-- What is needed --
Transcribe all of the material below word for word and leave out its pictures.

-- Information supplied --
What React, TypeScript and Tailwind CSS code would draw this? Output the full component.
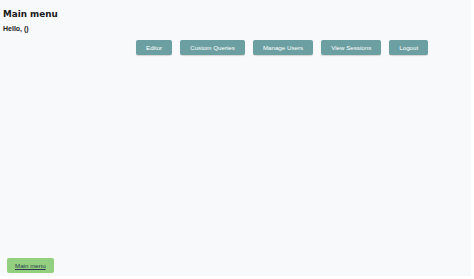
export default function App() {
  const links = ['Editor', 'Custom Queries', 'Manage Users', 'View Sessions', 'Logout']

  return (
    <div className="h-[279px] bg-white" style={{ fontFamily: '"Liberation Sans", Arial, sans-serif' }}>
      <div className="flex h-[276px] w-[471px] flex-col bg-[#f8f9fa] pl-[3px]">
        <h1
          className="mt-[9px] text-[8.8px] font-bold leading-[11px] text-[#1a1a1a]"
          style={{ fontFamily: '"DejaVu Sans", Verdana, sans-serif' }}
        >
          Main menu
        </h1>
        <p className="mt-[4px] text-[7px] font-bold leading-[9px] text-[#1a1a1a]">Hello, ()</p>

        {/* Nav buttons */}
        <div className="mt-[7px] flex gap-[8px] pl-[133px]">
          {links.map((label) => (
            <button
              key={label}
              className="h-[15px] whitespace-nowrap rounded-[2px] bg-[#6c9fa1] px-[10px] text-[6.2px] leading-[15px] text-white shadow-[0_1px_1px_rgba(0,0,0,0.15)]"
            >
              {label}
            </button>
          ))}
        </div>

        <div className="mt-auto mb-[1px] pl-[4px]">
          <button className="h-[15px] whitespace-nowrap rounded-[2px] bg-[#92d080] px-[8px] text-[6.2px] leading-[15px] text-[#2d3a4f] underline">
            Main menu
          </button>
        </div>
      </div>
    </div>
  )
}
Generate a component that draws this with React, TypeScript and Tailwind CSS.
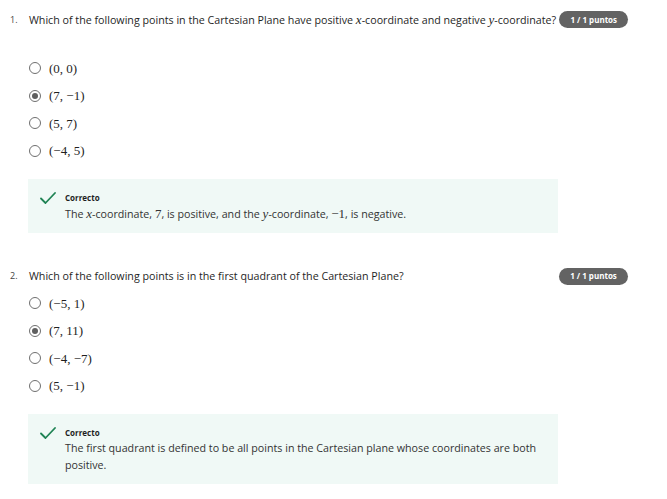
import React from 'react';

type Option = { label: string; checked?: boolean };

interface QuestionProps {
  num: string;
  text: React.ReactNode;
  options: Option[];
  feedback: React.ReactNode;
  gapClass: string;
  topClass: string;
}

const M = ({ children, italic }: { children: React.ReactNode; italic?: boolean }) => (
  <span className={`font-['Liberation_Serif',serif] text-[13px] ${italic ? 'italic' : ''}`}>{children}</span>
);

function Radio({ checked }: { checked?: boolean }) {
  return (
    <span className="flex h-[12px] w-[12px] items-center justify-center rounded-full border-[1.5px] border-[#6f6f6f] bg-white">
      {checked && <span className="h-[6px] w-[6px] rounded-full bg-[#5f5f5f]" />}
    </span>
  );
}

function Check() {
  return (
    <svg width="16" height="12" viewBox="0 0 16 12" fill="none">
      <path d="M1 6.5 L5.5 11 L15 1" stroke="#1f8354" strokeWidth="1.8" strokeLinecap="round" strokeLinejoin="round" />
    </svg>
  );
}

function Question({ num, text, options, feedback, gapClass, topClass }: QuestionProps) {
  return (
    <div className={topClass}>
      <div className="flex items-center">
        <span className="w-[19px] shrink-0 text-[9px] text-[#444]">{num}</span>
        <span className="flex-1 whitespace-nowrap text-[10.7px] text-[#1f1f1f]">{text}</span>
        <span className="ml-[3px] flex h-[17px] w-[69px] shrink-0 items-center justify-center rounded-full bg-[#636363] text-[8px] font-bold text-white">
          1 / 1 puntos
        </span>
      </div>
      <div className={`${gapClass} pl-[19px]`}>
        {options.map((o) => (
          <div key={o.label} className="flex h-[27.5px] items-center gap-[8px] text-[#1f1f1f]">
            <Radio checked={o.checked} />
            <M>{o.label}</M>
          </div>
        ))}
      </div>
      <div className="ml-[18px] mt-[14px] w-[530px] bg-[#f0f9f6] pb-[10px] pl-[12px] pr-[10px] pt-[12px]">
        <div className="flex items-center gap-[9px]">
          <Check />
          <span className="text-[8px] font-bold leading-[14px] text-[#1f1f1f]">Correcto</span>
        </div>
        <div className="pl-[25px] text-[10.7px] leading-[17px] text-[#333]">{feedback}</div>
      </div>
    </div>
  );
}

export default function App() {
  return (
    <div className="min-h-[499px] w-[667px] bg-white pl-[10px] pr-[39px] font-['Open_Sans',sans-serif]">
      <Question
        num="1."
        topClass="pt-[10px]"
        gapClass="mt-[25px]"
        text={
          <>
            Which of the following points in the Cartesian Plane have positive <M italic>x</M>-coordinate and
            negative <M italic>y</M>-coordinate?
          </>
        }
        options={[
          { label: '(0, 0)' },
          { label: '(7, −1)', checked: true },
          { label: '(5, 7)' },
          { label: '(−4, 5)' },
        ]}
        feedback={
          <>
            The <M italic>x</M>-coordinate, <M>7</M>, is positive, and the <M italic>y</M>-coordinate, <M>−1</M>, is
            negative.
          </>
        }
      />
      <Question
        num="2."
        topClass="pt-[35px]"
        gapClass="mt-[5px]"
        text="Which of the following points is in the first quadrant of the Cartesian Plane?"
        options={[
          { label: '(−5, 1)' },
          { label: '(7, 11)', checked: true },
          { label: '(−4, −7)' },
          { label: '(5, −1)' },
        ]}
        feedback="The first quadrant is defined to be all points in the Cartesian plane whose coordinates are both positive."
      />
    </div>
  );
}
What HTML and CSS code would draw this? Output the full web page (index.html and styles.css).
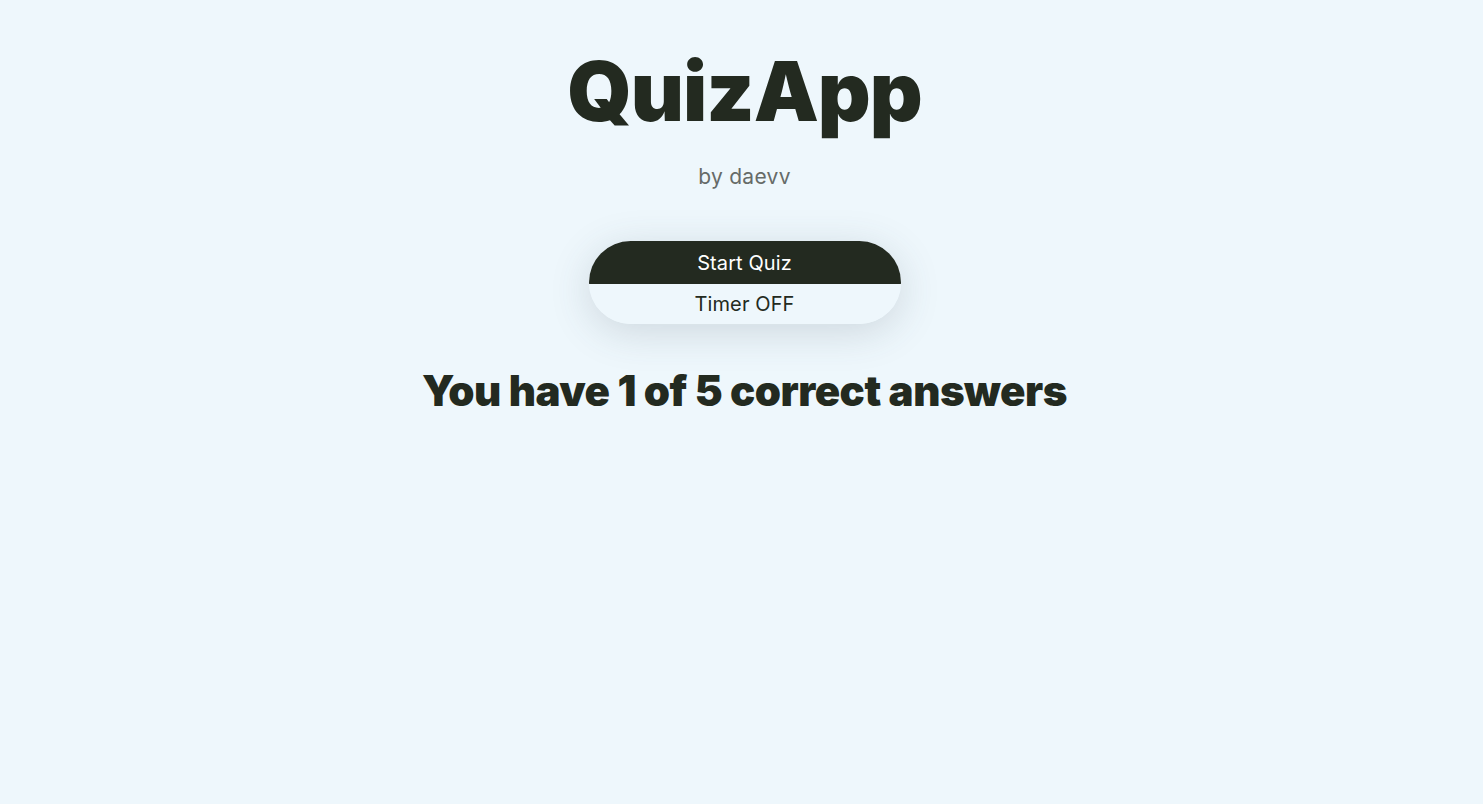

-- Solution for this exercise --
What React, TypeScript and Tailwind CSS code would draw this? Output the full component.
export default function App() {
  const links = ['Editor', 'Custom Queries', 'Manage Users', 'View Sessions', 'Logout']

  return (
    <div className="h-[279px] bg-white" style={{ fontFamily: '"Liberation Sans", Arial, sans-serif' }}>
      <div className="flex h-[276px] w-[471px] flex-col bg-[#f8f9fa] pl-[3px]">
        <h1
          className="mt-[9px] text-[8.8px] font-bold leading-[11px] text-[#1a1a1a]"
          style={{ fontFamily: '"DejaVu Sans", Verdana, sans-serif' }}
        >
          Main menu
        </h1>
        <p className="mt-[4px] text-[7px] font-bold leading-[9px] text-[#1a1a1a]">Hello, ()</p>

        {/* Nav buttons */}
        <div className="mt-[7px] flex gap-[8px] pl-[133px]">
          {links.map((label) => (
            <button
              key={label}
              className="h-[15px] whitespace-nowrap rounded-[2px] bg-[#6c9fa1] px-[10px] text-[6.2px] leading-[15px] text-white shadow-[0_1px_1px_rgba(0,0,0,0.15)]"
            >
              {label}
            </button>
          ))}
        </div>

        <div className="mt-auto mb-[1px] pl-[4px]">
          <button className="h-[15px] whitespace-nowrap rounded-[2px] bg-[#92d080] px-[8px] text-[6.2px] leading-[15px] text-[#2d3a4f] underline">
            Main menu
          </button>
        </div>
      </div>
    </div>
  )
}
Generate a component that draws this with React, TypeScript and Tailwind CSS.
import React from 'react';

type Option = { label: string; checked?: boolean };

interface QuestionProps {
  num: string;
  text: React.ReactNode;
  options: Option[];
  feedback: React.ReactNode;
  gapClass: string;
  topClass: string;
}

const M = ({ children, italic }: { children: React.ReactNode; italic?: boolean }) => (
  <span className={`font-['Liberation_Serif',serif] text-[13px] ${italic ? 'italic' : ''}`}>{children}</span>
);

function Radio({ checked }: { checked?: boolean }) {
  return (
    <span className="flex h-[12px] w-[12px] items-center justify-center rounded-full border-[1.5px] border-[#6f6f6f] bg-white">
      {checked && <span className="h-[6px] w-[6px] rounded-full bg-[#5f5f5f]" />}
    </span>
  );
}

function Check() {
  return (
    <svg width="16" height="12" viewBox="0 0 16 12" fill="none">
      <path d="M1 6.5 L5.5 11 L15 1" stroke="#1f8354" strokeWidth="1.8" strokeLinecap="round" strokeLinejoin="round" />
    </svg>
  );
}

function Question({ num, text, options, feedback, gapClass, topClass }: QuestionProps) {
  return (
    <div className={topClass}>
      <div className="flex items-center">
        <span className="w-[19px] shrink-0 text-[9px] text-[#444]">{num}</span>
        <span className="flex-1 whitespace-nowrap text-[10.7px] text-[#1f1f1f]">{text}</span>
        <span className="ml-[3px] flex h-[17px] w-[69px] shrink-0 items-center justify-center rounded-full bg-[#636363] text-[8px] font-bold text-white">
          1 / 1 puntos
        </span>
      </div>
      <div className={`${gapClass} pl-[19px]`}>
        {options.map((o) => (
          <div key={o.label} className="flex h-[27.5px] items-center gap-[8px] text-[#1f1f1f]">
            <Radio checked={o.checked} />
            <M>{o.label}</M>
          </div>
        ))}
      </div>
      <div className="ml-[18px] mt-[14px] w-[530px] bg-[#f0f9f6] pb-[10px] pl-[12px] pr-[10px] pt-[12px]">
        <div className="flex items-center gap-[9px]">
          <Check />
          <span className="text-[8px] font-bold leading-[14px] text-[#1f1f1f]">Correcto</span>
        </div>
        <div className="pl-[25px] text-[10.7px] leading-[17px] text-[#333]">{feedback}</div>
      </div>
    </div>
  );
}

export default function App() {
  return (
    <div className="min-h-[499px] w-[667px] bg-white pl-[10px] pr-[39px] font-['Open_Sans',sans-serif]">
      <Question
        num="1."
        topClass="pt-[10px]"
        gapClass="mt-[25px]"
        text={
          <>
            Which of the following points in the Cartesian Plane have positive <M italic>x</M>-coordinate and
            negative <M italic>y</M>-coordinate?
          </>
        }
        options={[
          { label: '(0, 0)' },
          { label: '(7, −1)', checked: true },
          { label: '(5, 7)' },
          { label: '(−4, 5)' },
        ]}
        feedback={
          <>
            The <M italic>x</M>-coordinate, <M>7</M>, is positive, and the <M italic>y</M>-coordinate, <M>−1</M>, is
            negative.
          </>
        }
      />
      <Question
        num="2."
        topClass="pt-[35px]"
        gapClass="mt-[5px]"
        text="Which of the following points is in the first quadrant of the Cartesian Plane?"
        options={[
          { label: '(−5, 1)' },
          { label: '(7, 11)', checked: true },
          { label: '(−4, −7)' },
          { label: '(5, −1)' },
        ]}
        feedback="The first quadrant is defined to be all points in the Cartesian plane whose coordinates are both positive."
      />
    </div>
  );
}
What HTML and CSS code would draw this? Output the full web page (index.html and styles.css).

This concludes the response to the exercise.